Lppick suggested a post on multi generational living: the blending of two families.
I don't really feel qualified to discuss this as we've tried it.
It hasn't worked.
And we're jumping into a multi generational living situation again.
I like to think that this time is different.
It also helps me sleep at night.
To think that this will work.
Here are some items we have felt are important and discussed at length as a family group:
- All sides are being as honest as possible in the most respectful way possible.
- Everyone feels that this is "really" the other couple's home - AND we don't want the other couple to feel like they are just guests.
- This is something both couples have wanted for 7+ years ... we've been this close to moving in together two previous times then decide that it's not practical - now it is!
- All individuals are comfortable discussing tough stuff with each other respectfully
- Our values, lifestyles, and goals are similar
- There is a "get out" plan*
- The house has two full bathrooms
- There is some separation to the bedroom areas
- Every person has an area they excel at - an awesomeness they add to the household (Ren Man cooks, Poobah (my dad) is a homesteading enthusiast, Nina (my mom) is patient and generous, and I'm the
aggressive domineering natural leader. See? It's perfect - as long as everyone folds to my bossy ways ;)
*a friend was emphatic that a get out plan was necessary for everyone. Lives change, people change, circumstances change ... what if someone wants out? This was hard to talk about because
right now everyone is enthusiastic about living together forever. But what if that changes?
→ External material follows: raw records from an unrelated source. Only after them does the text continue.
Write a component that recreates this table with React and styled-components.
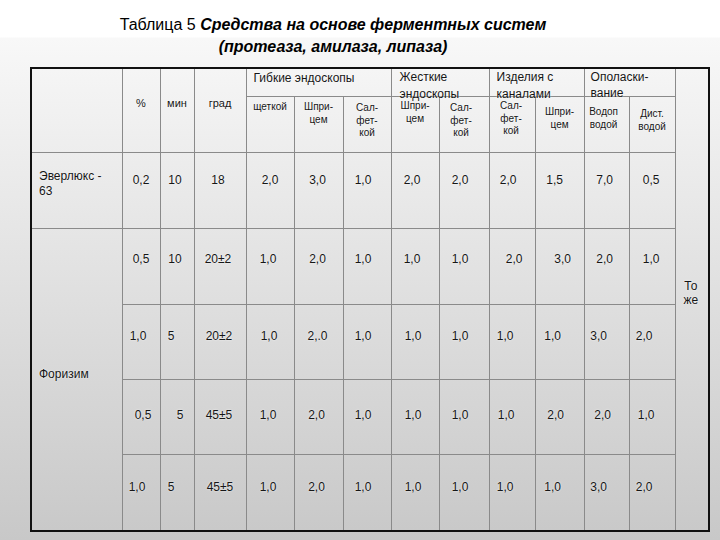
import React from 'react'
import styled, { createGlobalStyle } from 'styled-components'

const GlobalStyle = createGlobalStyle`
  html, body {
    margin: 0;
    padding: 0;
  }

  body {
    width: 720px;
    height: 540px;
    overflow: hidden;
    font-family: 'Liberation Sans', Arial, sans-serif;
    color: #111;
    background: linear-gradient(to bottom, #fff 0px, #fff 37px, #f8f8f8 38px, #c8c8c8 540px);
  }
`

const Slide = styled.div`
  width: 720px;
  height: 540px;
  box-sizing: border-box;
  padding-top: 14px;
`

const Title = styled.h1`
  margin: 0;
  width: 666px;
  text-align: center;
  font-size: 16px;
  line-height: 22px;
  font-weight: normal;
  color: #000;
`

const Accent = styled.em`
  font-weight: bold;
  font-style: italic;
`

const Table = styled.table`
  margin: 9px 0 0 30px;
  border-collapse: collapse;
  table-layout: fixed;
  width: 678px;
  border: 2px solid #111;
`

const Row = styled.tr`
  height: ${p => p.$h}px;
`

const Cell = styled.td`
  box-sizing: border-box;
  border: 1px solid #8a8a8a;
  vertical-align: top;
  text-align: center;
  font-size: 12px;
  line-height: 14px;
  color: #161616;
  padding: ${p => p.$top || 0}px ${p => (p.$dx < 0 ? -2 * p.$dx : 0)}px 0 ${p => (p.$dx > 0 ? 2 * p.$dx : 0)}px;
  text-shadow: 0 0 2px rgba(255, 255, 255, 0.9);
`

const NameCell = styled(Cell)`
  text-align: left;
  padding-left: 7px;
  line-height: 15px;
`

const UnitCell = styled(Cell)`
  font-size: 11px;
`

const GroupCell = styled(Cell)`
  text-align: left;
  padding-left: ${p => p.$left}px;
  line-height: ${p => p.$lh}px;
`

const GroupText = styled.div`
  height: 26px;
  overflow: visible;
  white-space: nowrap;
`

const SubCell = styled(Cell)`
  font-size: 10px;
  line-height: 12.5px;
`

const SideCell = styled(Cell)`
  line-height: 14px;
  padding-left: 0;
  padding-right: 2px;
`

const widths = [91, 38, 34, 52, 48, 49, 48, 48, 50, 46, 49, 45, 46, 34]

const groups = [
  { span: 3, left: 7, lh: 16, top: 1, lines: ['Гибкие эндоскопы'] },
  { span: 2, left: 8, lh: 17, top: 0, lines: ['Жесткие', 'эндоскопы'] },
  { span: 2, left: 7, lh: 17, top: 0, lines: ['Изделия с', 'каналами'] },
  { span: 2, left: 6, lh: 16, top: 0, lines: ['Ополаски-', 'вание'] },
]

const subs = [
  { top: 4, dx: 0, lines: ['щеткой'] },
  { top: 4, dx: 0, lines: ['Шпри-', 'цем'] },
  { top: 5, dx: 0, lines: ['Сал-', 'фет-', 'кой'] },
  { top: 3, dx: 0, lines: ['Шпри-', 'цем'] },
  { top: 5, dx: -3, lines: ['Сал-', 'фет-', 'кой'] },
  { top: 3, dx: -1, lines: ['Сал-', 'фет-', 'кой'] },
  { top: 9, dx: 0, lines: ['Шпри-', 'цем'] },
  { top: 9, dx: -3, lines: ['Водоп', 'водой'] },
  { top: 11, dx: 0, lines: ['Дист.', 'водой'] },
]

const rows = [
  {
    h: 76, top: 20,
    cells: [['0,2', 0], ['10', -2], ['18', -2], ['2,0', 0], ['3,0', -1], ['1,0', -4], ['2,0', -3], ['2,0', -4], ['2,0', -4], ['1,5', -5], ['7,0', -2], ['0,5', -1]],
  },
  {
    h: 76, top: 23,
    cells: [['0,5', 0], ['10', -2], ['20±2', -2], ['1,0', -2], ['2,0', -1], ['1,0', -4], ['1,0', -3], ['1,0', -4], ['2,0', 2], ['3,0', 3], ['2,0', -2], ['1,0', -1]],
  },
  {
    h: 75, top: 24,
    cells: [['1,0', -3], ['5', -6], ['20±2', -1], ['1,0', -1], ['2,.0', -1], ['1,0', -4], ['1,0', -2], ['1,0', -4], ['1,0', -7], ['1,0', -7], ['3,0', -8], ['2,0', -8]],
  },
  {
    h: 75, top: 28,
    cells: [['0,5', 2], ['5', 3], ['45±5', -1], ['1,0', -2], ['2,0', -2], ['1,0', -4], ['1,0', -2], ['1,0', -4], ['1,0', -6], ['2,0', -4], ['2,0', -4], ['1,0', -6]],
  },
  {
    h: 76, top: 25,
    cells: [['1,0', -4], ['5', -6], ['45±5', 0], ['1,0', -2], ['2,0', -2], ['1,0', -4], ['1,0', -2], ['1,0', -4], ['1,0', -7], ['1,0', -7], ['3,0', -8], ['2,0', -8]],
  },
]

function Lines({ lines }) {
  return lines.map((line, i) => (
    <React.Fragment key={i}>
      {i > 0 && <br />}
      {line}
    </React.Fragment>
  ))
}

function DataCells({ row }) {
  return row.cells.map(([value, dx], i) => (
    <Cell key={i} $top={row.top} $dx={dx}>{value}</Cell>
  ))
}

export default function App() {
  return (
    <>
      <GlobalStyle />
      <Slide>
        <Title>
          Таблица 5 <Accent>Средства на основе ферментных систем</Accent>
          <br />
          <Accent>(протеаза, амилаза, липаза)</Accent>
        </Title>

        <Table>
          <colgroup>
            {widths.map((w, i) => <col key={i} style={{ width: w }} />)}
          </colgroup>
          <tbody>
            <Row $h={28}>
              <Cell rowSpan={2} />
              <UnitCell rowSpan={2} $top={27}>%</UnitCell>
              <UnitCell rowSpan={2} $top={27}>мин</UnitCell>
              <UnitCell rowSpan={2} $top={27}>град</UnitCell>
              {groups.map((g, i) => (
                <GroupCell key={i} colSpan={g.span} $left={g.left} $lh={g.lh} $top={g.top}>
                  <GroupText><Lines lines={g.lines} /></GroupText>
                </GroupCell>
              ))}
              <SideCell rowSpan={7} $top={210}>То<br />же</SideCell>
            </Row>
            <Row $h={56}>
              {subs.map((s, i) => (
                <SubCell key={i} $top={s.top} $dx={s.dx}><Lines lines={s.lines} /></SubCell>
              ))}
            </Row>

            <Row $h={rows[0].h}>
              <NameCell $top={16}>Эверлюкс -<br />63</NameCell>
              <DataCells row={rows[0]} />
            </Row>
            <Row $h={rows[1].h}>
              <NameCell rowSpan={4} $top={138}>Форизим</NameCell>
              <DataCells row={rows[1]} />
            </Row>
            {rows.slice(2).map((row, i) => (
              <Row key={i} $h={row.h}>
                <DataCells row={row} />
              </Row>
            ))}
          </tbody>
        </Table>
      </Slide>
    </>
  )
}
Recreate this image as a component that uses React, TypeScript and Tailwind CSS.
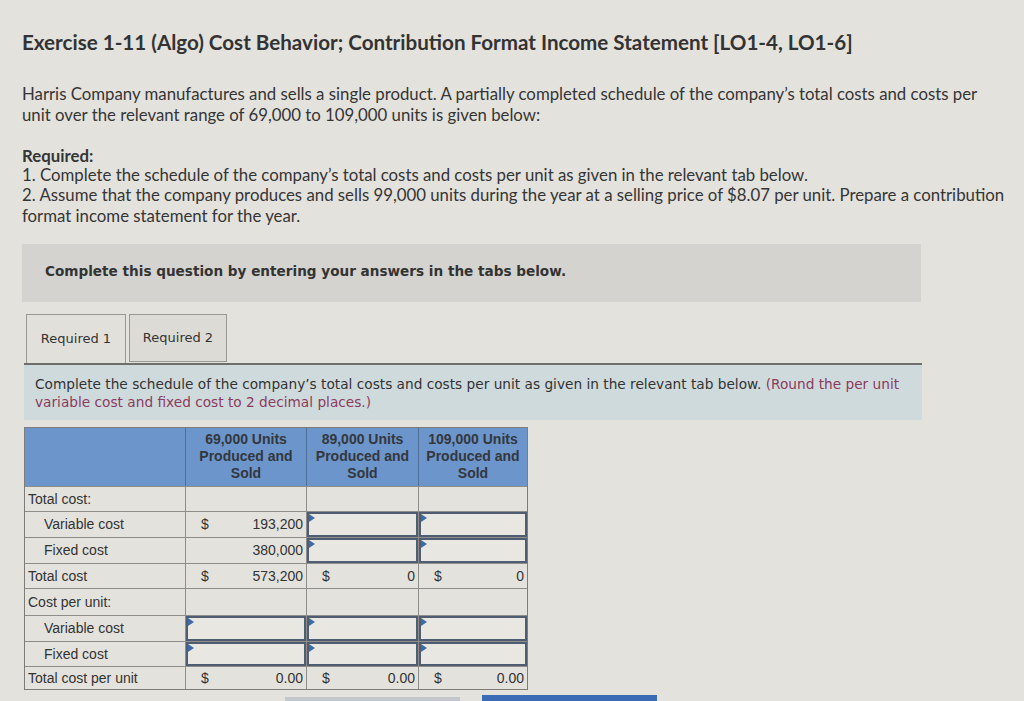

So we have a tentative get out plan in place. And you know what this conversation did? Made us all realize that this is a
choice. It's much easier to live in a situation when you know there is an "out" and it's your
choice to live the way you do.
So now we're talking paint, shopping for a sectional, and thinking through furniture organization. Suggestions welcome! The cool thing about these detail-y conversations is realizing that our design tastes tend to be similar.
Doing a quick google search I found
this article that says multi-generational households have increased 40% since 1990. Part of this is due to decrease stigma around multi-generational living. I feel this stigma and want to shout: "we
want to share a home with my parents - we
don't have to!" But try to remember, it doesn't really matter what other people think, right? And we think this opportunity is so cool and we're so excited to share a home with my parents.
Here's another great article about multi-generational living that discusses guidelines as well as benefits for every generartion. We think our kids have a fabulous relationship with all four grandparents and I'm so thankful for that. Living together will create a dynamic in which my parents are even more integral in our children's lives. As the article says, people are made to be part of family groups - we're happy to see our family group grow and happy to that my parents will continue to have a day-to-day family group even after my siblings and I have moved beyond childhood (some of us more than others ;) ).
Anything else we should think about going into this? Any other questions we should address?